Laura Marling and Mike Lindsay – the constituent components of LUMP – are essentially, by this point, known entities. Both have amassed enviably sturdy discographies – she with six sterling singer-songwriter albums over the past decade, tracing her trajectory from London to LA and back again; he primarily with the British folktronica outfit Tunng (who’ve got a new album due in August) plus a few offshoot projects – discographies that, without suggesting a sense of diminishing returns, or a lack of progression and development, have nevertheless inched their way toward a slightly stale familiarity. But a change turns out to be better than a rest, in this case: the eponymous “product” of their initial collaboration may be brief (a scant half hour) but it is wholly inspired. Indeed, it’s some of the best (and catchiest) work either has produced in some time, with Marling paring down and streamlining her lyrical and compositional approach, and Lindsay’s tenderly electronic musical confectionary offering a strikingly fresh setting for her always potent voice. Or rather, voices – on “Curse of the Contemporary”, for example, she sports no fewer than three: an airy soprano soaring languidly over a bright McCartneyesque bassline, a lower, vaguely patrician sing-songing huff atop the crisply crunching chorus chords, and a ghostly multitracked swirl intoning the title phrase. The song seems to be a slyly contemptuous survival guide for the “bored in California” (a phrase Marling rhymes, almost winkingly vapidly, with “warn ya”), one which perhaps offers some clues as to why she ditched the Golden State to return to soggy olde England.

13. Bonny Doon – “A Lotta Things”


Time to come home. This is just some really nice bedrock, heartland indie folk-rock music. That may or may not be a thing you need (more of) in your life – and you probably already know – but if you do, Bonny Doon’ll do ya right. It sure ain’t earth-shattering; indeed quite the opposite (earth-reassembling?). But these Michigan boys fit right in on Woodsist alongside the likes of Woods, Hand Habits and Kevin Morby, with a laid-back, chime-toned guitar style evoking label alumni Real Estate and a genial, earthy glow that might recall Clem Snide, the Jayhawks or, just maybe, Pavement at their most sweetly bucolic – mostly because singer Bill Lenox’s voice has a hint of Malkmus in it, as well as a bit of Dr. Dog’s Scott McMicken. “A Lotta Things,” a highlight of their second album Longwave, released this spring about a year after their debut, sports a just-darkly-clever-enough chorus (“I should be grateful, I know/but I’m not…”) that conveys the essential sentiment of say, a Malkmus or Nap Eyes jam, without a need for all the smart-aleck circumlocutions. Feel good bummed.
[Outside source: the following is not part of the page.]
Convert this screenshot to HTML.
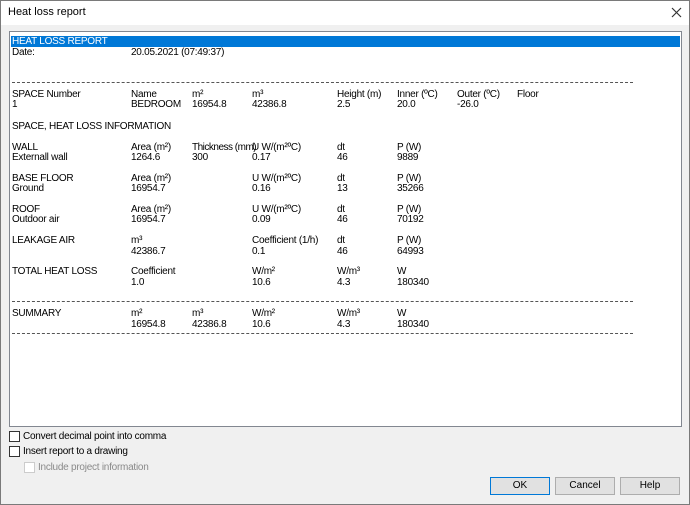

Bonny Doon come to Union Transfer this Saturday, July 14th, supporting the somewhat more dynamic indie-rock it-person of the moment, Snail Mail.
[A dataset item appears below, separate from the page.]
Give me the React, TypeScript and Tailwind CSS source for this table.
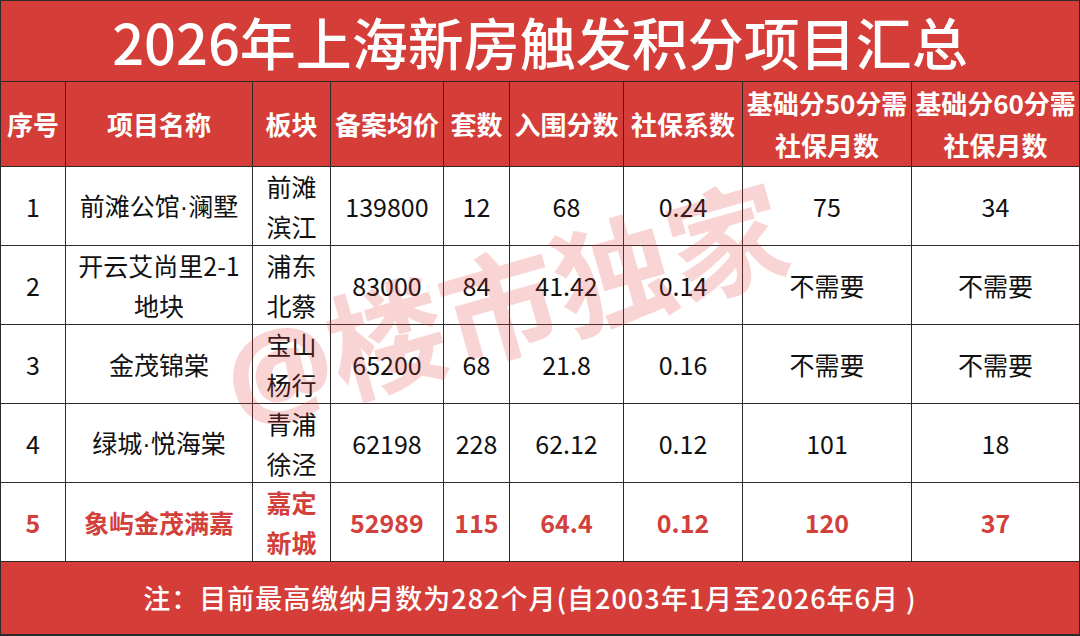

14. Andy Jenkins – “Get Together”

Considering all the shine his labelmate and fellow Richmonder Natalie Prass has been enjoying lately, I’d think we’d be hearing at least little more about Andy Jenkins, whose wonderfully warm and breezy June debut, Sweet Bunch, continues Spacebomb’s spotless winning streak of artist introductions (which, in addition to Prass, has included the label/collective/studio’s producer/mastermind Matthew E. White, Howard Ivans and 2017 breakout star Bedouine) and furthers the cumulative impression of Richmond as a groovy lil getaway where the living is easy and the vibes are perennially high in the mid-‘70s. The album’s general mode of operations will hardly be a shock to Spacebomb disciples – stoned, soulful, country-tinged folk-rock is well with White et. al.’s wheelhouse – although, to be honest, Jenkins’ sweetly earnest, tuneful songwriting connects for me where White’s often falls a little short. That’s especially true of the hazily swaggering, very George Harrison title track and this nimble, sun-dappled, blissfully repetitious groover (both of which, admittedly, were co-written by White.) Although Sweet Bunch forgoes the familiar Spacebomb strings and brass treatment, it feels just as lush and full thanks to backups from a six-piece choir and the tasty psych-guitar stylings from mainstay Alan Parker, who gets to stretch out here a bit more than usual.